Richard: "At this show, you'll want to talk about other 'musical collectives,' such as the Elephant Six bands and Broken Social Scene, and about how much better Mammoth Life is than all those others put together. Also, you'll want to talk about how today's indie scene has lost all sense of 'fun' in its music and needs more of a return to a pure pop sound, while secretly you're just waiting to get home and spin some Nick Drake on vinyl and think about that cute artsy-looking girl who's standing in front of you right now and who you should be trying to bang instead of already dreaming about chastisising yourself later for not trying."
Chip: "Filmmakers should make films. Artists should do art. Musicians should sing. Having all these kinds of people on stage at once makes me nervous."
Today also brings the first "Lawrence Originals" food festival, in which a group of locally-owned restaurants will sell their wares in South Park. Chip is expected to bring in a piece of Papa Keno's pizza and find himself banned from the festival.
And on campus today: an event called "Chipocricy." No, it has nothing to do with our friend Chip and his secret attraction to Larrvyille's finer culture while professing a 'down-home' sensibility. Instead, it's a group of "Workers, students & allies... traveling the Midwest, stopping in 8 cities for intensive education and action around the true meaning of the term "sustainable agriculture" and to demand that Chipotle include farmworkers in its vision of "Food With Integrity." (Lawrence.com)

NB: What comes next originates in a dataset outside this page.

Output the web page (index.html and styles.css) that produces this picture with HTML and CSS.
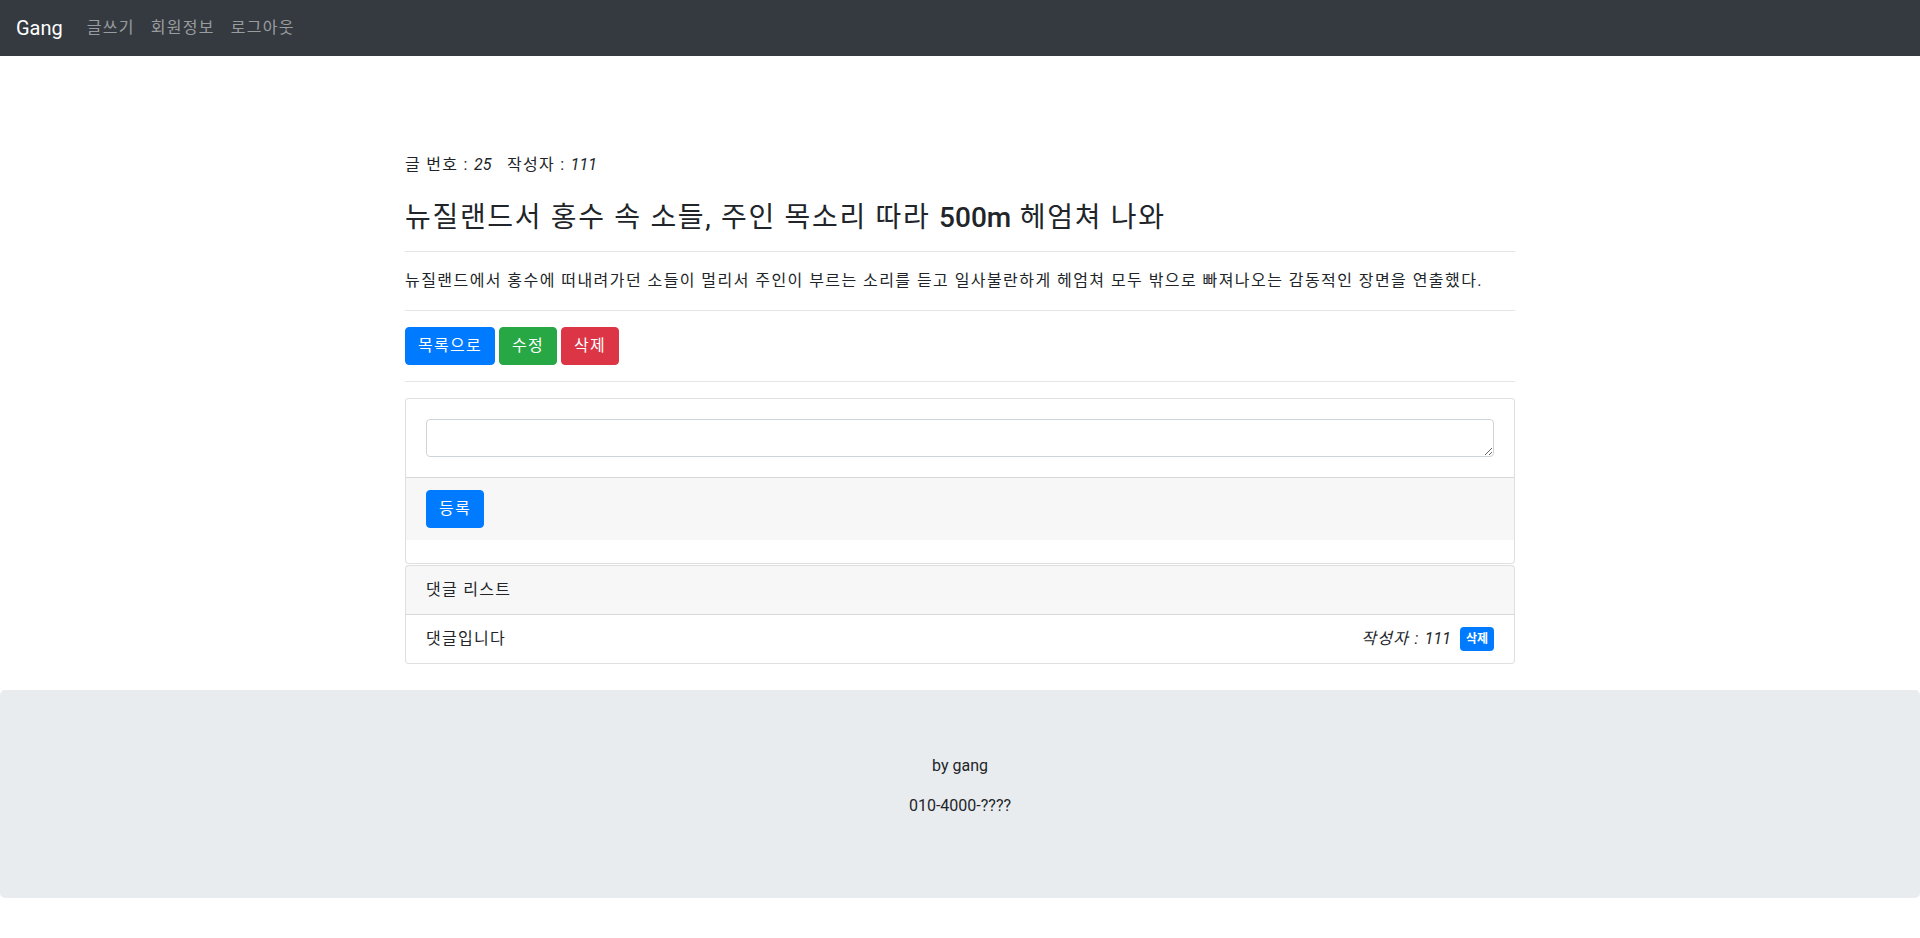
FILE: index.html
```html
<!DOCTYPE html>
<html lang="ko">
<head>
    <meta charset="UTF-8">
    <meta name="viewport" content="width=device-width, initial-scale=1.0">
    <title>Gang</title>
    <link rel="stylesheet" href="styles.css">
</head>
<body>
    <nav class="navbar">
        <a class="brand" href="#">Gang</a>
        <ul class="nav">
            <li><a href="#">글쓰기</a></li>
            <li><a href="#">회원정보</a></li>
            <li><a href="#">로그아웃</a></li>
        </ul>
    </nav>

    <main class="container">
        <div class="meta">
            글 번호 : <i>25</i>&nbsp;&nbsp;&nbsp;작성자 : <i>111</i>
        </div>
        <h3 class="title">뉴질랜드서 홍수 속 소들, 주인 목소리 따라 <span class="num">500m</span> 헤엄쳐 나와</h3>
        <hr>
        <div class="content">뉴질랜드에서 홍수에 떠내려가던 소들이 멀리서 주인이 부르는 소리를 듣고 일사불란하게 헤엄쳐 모두 밖으로 빠져나오는 감동적인 장면을 연출했다.</div>
        <hr>
        <div class="actions">
            <button class="btn btn-primary">목록으로</button>
            <button class="btn btn-success">수정</button>
            <button class="btn btn-danger">삭제</button>
        </div>
        <hr>

        <div class="card reply-form">
            <div class="card-body">
                <textarea rows="1"></textarea>
            </div>
            <div class="card-footer">
                <button class="btn btn-primary">등록</button>
            </div>
        </div>

        <div class="card reply-list">
            <div class="card-header">댓글 리스트</div>
            <ul class="list">
                <li class="list-item">
                    <div>댓글입니다</div>
                    <div class="reply-meta">
                        <i>작성자 : <span class="num">111</span></i>
                        <span class="badge">삭제</span>
                    </div>
                </li>
            </ul>
        </div>
    </main>

    <footer class="footer">
        <p>by gang</p>
        <p>010-4000-????</p>
    </footer>
</body>
</html>
```

FILE: styles.css
```css
body {
    font-family: Roboto, "Noto Sans CJK KR", sans-serif;
    font-size: 16px;
    line-height: 1.5;
    margin: 0;
    padding: 0;
    color: #212529;
    background-color: #fff;
}

a {
    text-decoration: none;
}

/* korean text in the reference runs a bit wider */
.nav,
.meta,
.content,
.btn,
.card-header,
.list-item {
    letter-spacing: 0.08em;
}

.meta i,
.num {
    letter-spacing: 0;
}

.navbar {
    display: flex;
    align-items: center;
    height: 56px;
    padding: 0 16px;
    background-color: #343a40;
    box-sizing: border-box;
}

.brand {
    color: #fff;
    font-size: 20px;
    margin-right: 16px;
}

.nav {
    display: flex;
    list-style: none;
    margin: 0;
    padding: 0;
}

.nav li a {
    display: block;
    padding: 8px;
    color: rgba(255, 255, 255, 0.5);
}

.container {
    width: 1110px;
    margin: 0 auto;
    padding-top: 97px;
}

.meta {
    margin-bottom: 24px;
}

.title {
    font-size: 28px;
    font-weight: 400;
    line-height: 1.2;
    letter-spacing: 0.06em;
    margin: 0 0 8px 0;
}

.title .num {
    font-weight: 500;
}

hr {
    border: 0;
    border-top: 1px solid rgba(0, 0, 0, 0.1);
    margin: 16px 0;
}

.content {
    line-height: 26px;
    letter-spacing: 0.09em;
}

.actions {
    display: flex;
    gap: 4px;
}

.btn {
    font-family: inherit;
    font-size: 16px;
    line-height: 24px;
    height: 38px;
    padding: 6px 12px;
    border: 1px solid transparent;
    border-radius: 4px;
    color: #fff;
    cursor: pointer;
}

.btn-primary {
    background-color: #007bff;
    border-color: #007bff;
}

.btn-success {
    background-color: #28a745;
    border-color: #28a745;
}

.btn-danger {
    background-color: #dc3545;
    border-color: #dc3545;
}

.card {
    border: 1px solid rgba(0, 0, 0, 0.125);
    border-radius: 4px;
    background-color: #fff;
}

.reply-form {
    padding-bottom: 23px;
}

.card-body {
    padding: 20px;
}

.card-body textarea {
    display: block;
    width: 100%;
    box-sizing: border-box;
    height: 38px;
    padding: 6px 12px;
    font-family: inherit;
    font-size: 16px;
    line-height: 1.5;
    border: 1px solid #ced4da;
    border-radius: 4px;
    color: #495057;
}

.card-footer {
    padding: 12px 20px;
    background-color: rgba(0, 0, 0, 0.03);
    border-top: 1px solid rgba(0, 0, 0, 0.125);
}

.reply-list {
    margin-top: 1px;
    margin-bottom: 26px;
}

.card-header {
    padding: 12px 20px;
    background-color: rgba(0, 0, 0, 0.03);
    border-bottom: 1px solid rgba(0, 0, 0, 0.125);
}

.list {
    list-style: none;
    margin: 0;
    padding: 0;
}

.list-item {
    display: flex;
    justify-content: space-between;
    align-items: center;
    padding: 12px 20px;
}

.reply-meta {
    display: flex;
    align-items: center;
    gap: 9px;
}

.badge {
    display: inline-block;
    background-color: #007bff;
    color: #fff;
    font-size: 12px;
    font-weight: 700;
    font-style: normal;
    line-height: 12px;
    letter-spacing: 0;
    padding: 6px;
    border-radius: 4px;
}

.footer {
    background-color: #e9ecef;
    border-radius: 5px;
    padding: 64px 32px;
    margin-bottom: 32px;
    text-align: center;
}

.footer p {
    margin: 0 0 16px 0;
}
```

Richard: "I henceforth refuse to eat at Chipotle until my food is served by a true farmer! Is that what this means? The first step in making a difference may be having a press release that makes sense."
In other (non-local) news, Gmail is instituting a voluntary service called "Goggle," designed to prevent drunken e-mails. The service will require that a user answer a few basic math problems in a short space of time as a test of one's capability to send a rational e-mail.
Chip: "This is going to help me out quite a bit, as I do have a tendency to e-mail women late at night and tell them I want to bone them. But what will save us from drunk-dialing?"
Richard: "It's my understanding that this service is only offered late at night on weekends. But what about when I'm drunk at noon on a Tuesday and I feel the need to e-mail and call my boss an asshole? What will save me then?